The Israel Defense Force’s reputation for maintaining humane standards in the face of extreme provocation by rioting Palestinians took a battering over the weekend.
The most severe blow came from the High Court of Justice, which, in a rare reversal of a decision by the army judge advocate general, implied that the military justice system was protecting a senior officer accused of ordering the brutal treatment of villagers in the West Bank.
Another ranking officer is about to be brought before a military court on similar charges, the army announced.
And finally, two pathologists announced that an autopsy they performed on a young Arab revealed that the deceased had received a fatal blow while under interrogation in a Gaza prison hospital.
The case of Col. Yehuda Meir, former commander of the Nablus region in the West Bank, is probably the most serious blot on the IDF’s image.

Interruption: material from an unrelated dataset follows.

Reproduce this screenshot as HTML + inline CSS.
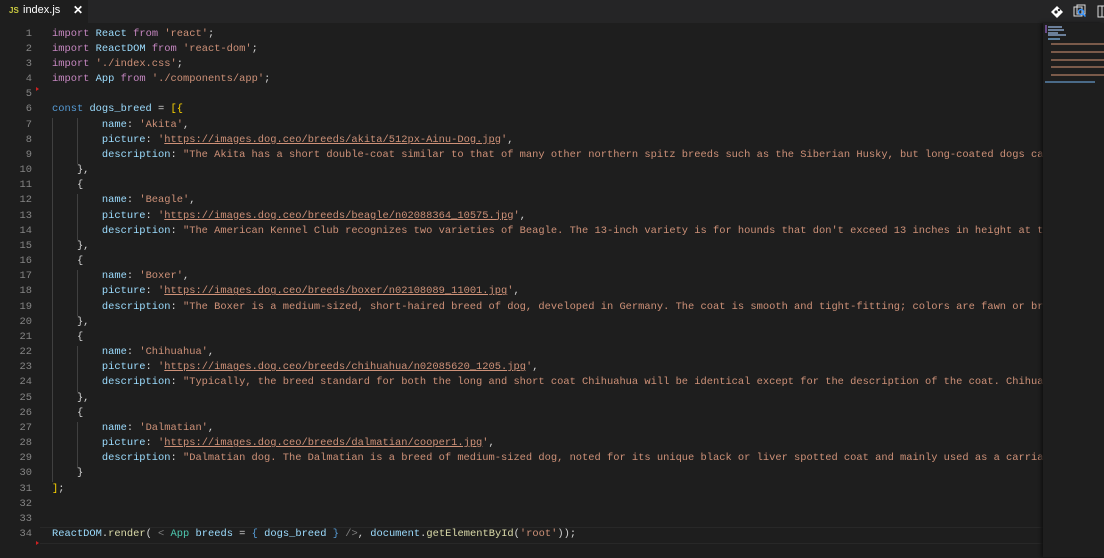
<!DOCTYPE html>
<html><head><meta charset="utf-8">
<style>
html,body{margin:0;padding:0;background:#1e1e1e;width:1104px;height:557px;overflow:hidden;font-family:"Liberation Sans",sans-serif}
#tabbar{position:absolute;left:0;top:0;width:1104px;height:23px;background:#252526}
#tab{position:absolute;left:0;top:0;width:88px;height:23px;background:#1e1e1e;color:#fff;font-size:11px}
#tab .js{position:absolute;left:9px;top:6px;font-size:8px;font-weight:bold;color:#cbcb41}
#tab .nm{position:absolute;left:23px;top:4px}
#tab .x{position:absolute;left:73px;top:3px;font-size:12px;font-weight:bold}
#code{position:absolute;left:0;top:26.5px;width:1043px;height:531px;overflow:hidden;font-family:"Liberation Mono",monospace;font-size:10.4px;color:#d4d4d4}
.l{position:relative;height:15.18px;line-height:15.18px;white-space:pre}
.n{position:absolute;left:0;width:32px;text-align:right;color:#858585}
.c{position:absolute;left:52px}
.k{color:#c586c0}.v{color:#9cdcfe}.s{color:#ce9178}.b{color:#569cd6}.t{color:#4ec9b0}.f{color:#dcdcaa}.y{color:#ffd700}
.u{text-decoration:underline}
.g{position:absolute;width:1px;background:#404040}
#mini{position:absolute;left:1043px;top:23px;width:61px;height:534px;background:#1e1e1e;box-shadow:-2px 0 3px #111}
.m{position:absolute;height:1.5px}
#cur{position:absolute;left:40px;top:527px;width:1003px;height:15px;border-top:1px solid #282828;border-bottom:1px solid #282828}
.red{position:absolute;left:36px;width:0;height:0;border-left:3px solid #c22;border-top:2px solid transparent;border-bottom:2px solid transparent}
</style></head><body>
<div id="tabbar">
 <div id="tab"><span class="js">JS</span><span class="nm">index.js</span><span class="x">✕</span></div>
 <svg style="position:absolute;left:1050px;top:5px" width="14" height="14" viewBox="0 0 14 14"><path d="M7 1L13 7L7 13L1 7Z" fill="#fff"/><circle cx="6" cy="7" r="1.6" fill="#252526"/><circle cx="9" cy="5" r="1.2" fill="#252526"/></svg>
 <svg style="position:absolute;left:1073px;top:4px" width="14" height="14" viewBox="0 0 14 14"><rect x="1" y="3" width="8" height="9" fill="none" stroke="#ddd"/><rect x="4" y="1" width="8" height="9" fill="none" stroke="#ddd"/><circle cx="8" cy="8" r="2.5" fill="none" stroke="#3794ff" stroke-width="1.4"/><path d="M10 10L12.5 12.5" stroke="#3794ff" stroke-width="1.5"/></svg>
 <svg style="position:absolute;left:1097px;top:5px" width="10" height="14" viewBox="0 0 10 14"><rect x="1" y="1" width="10" height="11" fill="none" stroke="#ddd"/><path d="M5 1V12" stroke="#ddd"/></svg>
</div>
<div id="code">
<div class="g" style="left:52px;top:91px;height:364px"></div>
<div class="g" style="left:77px;top:91px;height:46px"></div>
<div class="g" style="left:77px;top:167px;height:46px"></div>
<div class="g" style="left:77px;top:243px;height:46px"></div>
<div class="g" style="left:77px;top:319px;height:46px"></div>
<div class="g" style="left:77px;top:395px;height:46px"></div>
<div class="l"><span class="n">1</span><span class="c"><span class="k">import</span> <span class="v">React</span> <span class="k">from</span> <span class="s">'react'</span>;</span></div>
<div class="l"><span class="n">2</span><span class="c"><span class="k">import</span> <span class="v">ReactDOM</span> <span class="k">from</span> <span class="s">'react-dom'</span>;</span></div>
<div class="l"><span class="n">3</span><span class="c"><span class="k">import</span> <span class="s">'./index.css'</span>;</span></div>
<div class="l"><span class="n">4</span><span class="c"><span class="k">import</span> <span class="v">App</span> <span class="k">from</span> <span class="s">'./components/app'</span>;</span></div>
<div class="l"><span class="n">5</span><span class="c"></span></div>
<div class="l"><span class="n">6</span><span class="c"><span class="b">const</span> <span class="v">dogs_breed</span> = <span class="y">[{</span></span></div>
<div class="l"><span class="n">7</span><span class="c">        <span class="v">name</span>: <span class="s">'Akita'</span>,</span></div>
<div class="l"><span class="n">8</span><span class="c">        <span class="v">picture</span>: <span class="s">'<span class="u">https://images.dog.ceo/breeds/akita/512px-Ainu-Dog.jpg</span>'</span>,</span></div>
<div class="l"><span class="n">9</span><span class="c">        <span class="v">description</span>: <span class="s">"The Akita has a short double-coat similar to that of many other northern spitz breeds such as the Siberian Husky, but long-coated dogs can</span></span></div>
<div class="l"><span class="n">10</span><span class="c">    },</span></div>
<div class="l"><span class="n">11</span><span class="c">    {</span></div>
<div class="l"><span class="n">12</span><span class="c">        <span class="v">name</span>: <span class="s">'Beagle'</span>,</span></div>
<div class="l"><span class="n">13</span><span class="c">        <span class="v">picture</span>: <span class="s">'<span class="u">https://images.dog.ceo/breeds/beagle/n02088364_10575.jpg</span>'</span>,</span></div>
<div class="l"><span class="n">14</span><span class="c">        <span class="v">description</span>: <span class="s">"The American Kennel Club recognizes two varieties of Beagle. The 13-inch variety is for hounds that don't exceed 13 inches in height at the</span></span></div>
<div class="l"><span class="n">15</span><span class="c">    },</span></div>
<div class="l"><span class="n">16</span><span class="c">    {</span></div>
<div class="l"><span class="n">17</span><span class="c">        <span class="v">name</span>: <span class="s">'Boxer'</span>,</span></div>
<div class="l"><span class="n">18</span><span class="c">        <span class="v">picture</span>: <span class="s">'<span class="u">https://images.dog.ceo/breeds/boxer/n02108089_11001.jpg</span>'</span>,</span></div>
<div class="l"><span class="n">19</span><span class="c">        <span class="v">description</span>: <span class="s">"The Boxer is a medium-sized, short-haired breed of dog, developed in Germany. The coat is smooth and tight-fitting; colors are fawn or brindled</span></span></div>
<div class="l"><span class="n">20</span><span class="c">    },</span></div>
<div class="l"><span class="n">21</span><span class="c">    {</span></div>
<div class="l"><span class="n">22</span><span class="c">        <span class="v">name</span>: <span class="s">'Chihuahua'</span>,</span></div>
<div class="l"><span class="n">23</span><span class="c">        <span class="v">picture</span>: <span class="s">'<span class="u">https://images.dog.ceo/breeds/chihuahua/n02085620_1205.jpg</span>'</span>,</span></div>
<div class="l"><span class="n">24</span><span class="c">        <span class="v">description</span>: <span class="s">"Typically, the breed standard for both the long and short coat Chihuahua will be identical except for the description of the coat. Chihuahuas</span></span></div>
<div class="l"><span class="n">25</span><span class="c">    },</span></div>
<div class="l"><span class="n">26</span><span class="c">    {</span></div>
<div class="l"><span class="n">27</span><span class="c">        <span class="v">name</span>: <span class="s">'Dalmatian'</span>,</span></div>
<div class="l"><span class="n">28</span><span class="c">        <span class="v">picture</span>: <span class="s">'<span class="u">https://images.dog.ceo/breeds/dalmatian/cooper1.jpg</span>'</span>,</span></div>
<div class="l"><span class="n">29</span><span class="c">        <span class="v">description</span>: <span class="s">"Dalmatian dog. The Dalmatian is a breed of medium-sized dog, noted for its unique black or liver spotted coat and mainly used as a carriage dog</span></span></div>
<div class="l"><span class="n">30</span><span class="c">    }</span></div>
<div class="l"><span class="n">31</span><span class="c"><span class="y">]</span>;</span></div>
<div class="l"><span class="n">32</span><span class="c"></span></div>
<div class="l"><span class="n">33</span><span class="c"></span></div>
<div class="l"><span class="n">34</span><span class="c"><span class="v">ReactDOM</span>.<span class="f">render</span>( <span style="color:#808080">&lt;</span> <span class="t">App</span> <span class="v">breeds</span> = <span class="b">{</span> <span class="v">dogs_breed</span> <span class="b">}</span> <span style="color:#808080">/&gt;</span>, <span class="v">document</span>.<span class="f">getElementById</span>(<span class="s">'root'</span>));</span></div>
</div>
<div id="cur"></div>
<div class="red" style="top:87px"></div>
<div class="red" style="top:541px"></div>
<div id="mini">
 <div class="m" style="left:2px;top:2px;width:2px;height:8px;background:#6a4a8a"></div>
 <div class="m" style="left:5px;top:3px;width:14px;background:#6b7f9a"></div>
 <div class="m" style="left:5px;top:6px;width:16px;background:#6b7f9a"></div>
 <div class="m" style="left:5px;top:9px;width:10px;background:#6b7f9a"></div>
 <div class="m" style="left:5px;top:11px;width:18px;background:#6b7f9a"></div>
 <div class="m" style="left:5px;top:15px;width:12px;background:#5b7fa0"></div>
 <div class="m" style="left:8px;top:20px;width:53px;background:#7a5a4a"></div>
 <div class="m" style="left:8px;top:28px;width:53px;background:#7a5a4a"></div>
 <div class="m" style="left:8px;top:36px;width:53px;background:#7a5a4a"></div>
 <div class="m" style="left:8px;top:43px;width:53px;background:#7a5a4a"></div>
 <div class="m" style="left:8px;top:51px;width:53px;background:#7a5a4a"></div>
 <div class="m" style="left:2px;top:58px;width:50px;background:#4a6a88"></div>
</div>
</body></html>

The High Court ordered that Meir be put on trial for allegedly ordering his soldiers to literally break the bones of 20 Palestinian youths seized by the IDF in Beita and Huwara villages, near Nablus, on Jan. 21, 1988, about six weeks after the intifada started.
The army judge advocate general considered it sufficient at the time to bring Meir before a disciplinary court, from which he emerged with a reprimand.
In order to ensure that he would not forfeit his full pension on retirement, the officer was sent on unpaid leave until his 40th birthday. He was also promoted.
‘DEEDS DISGUST EVERY MAN OF CULTURE’
The Israeli Civil Rights Association appealed the case to the High Court, which ordered this weekend that Col. Meir be tried by court-martial for issuing illegal orders.
The justices rejected the judge advocate general’s excuse that he did not charge the colonel with illegal orders because in the early weeks of the intifada, “orders regarding the use of force were unclear.”
“Can one talk about unclarity and vagueness when one gives an order to take people out of their homes, tie their hands and seal their mouths, beat them with bats to break their arms and legs?” asked Justice Moshe Bejski.
“Such deeds disgust every man of culture, and no vagueness or unclarity can cover them up,” he added.
Until the High Court ruled on Sunday, Meir believed he could end his military career with nothing worse than a strong reprimand on his record.
Now he faces up to 20 years in prison, if he is convicted of issuing illegal orders.
The High Court’s ruling could influence the case of another IDF colonel, whose trial on charges of mistreating Gaza Strip residents was announced Sunday.
Neither the officer’s name nor the exact charges were disclosed.
Meanwhile, the results were announced of the autopsy performed on Khaled al-Sheik Ali, 27, who died last week in the interrogation ward used by the Shin Bet internal security service in Gaza Prison.
The verdict was that he died of “unnatural causes.”
The post-mortem was performed by Dr. Yehuda Hiss, head of the government’s Institute for Forensic Medicine, and Dr. Michael Baden, director of pathology for the New York State Police Department.
Baden was invited here by the Arab human rights group Al-Haq and the Boston-based Physicians for Human Rights group. Both doctors spoke to people involved in the interrogation. All denied that force was used.
Baden said the Arab died of internal bleeding caused by a blow from a blunt instrument. He said the actual cause of death was a tear in the mesentery, a membrane that connects the intestines to the dorsal wall of the abdominal cavity.
Hiss sent his report to the police, which is expected to launch a full-scale inquiry into Ali’s death.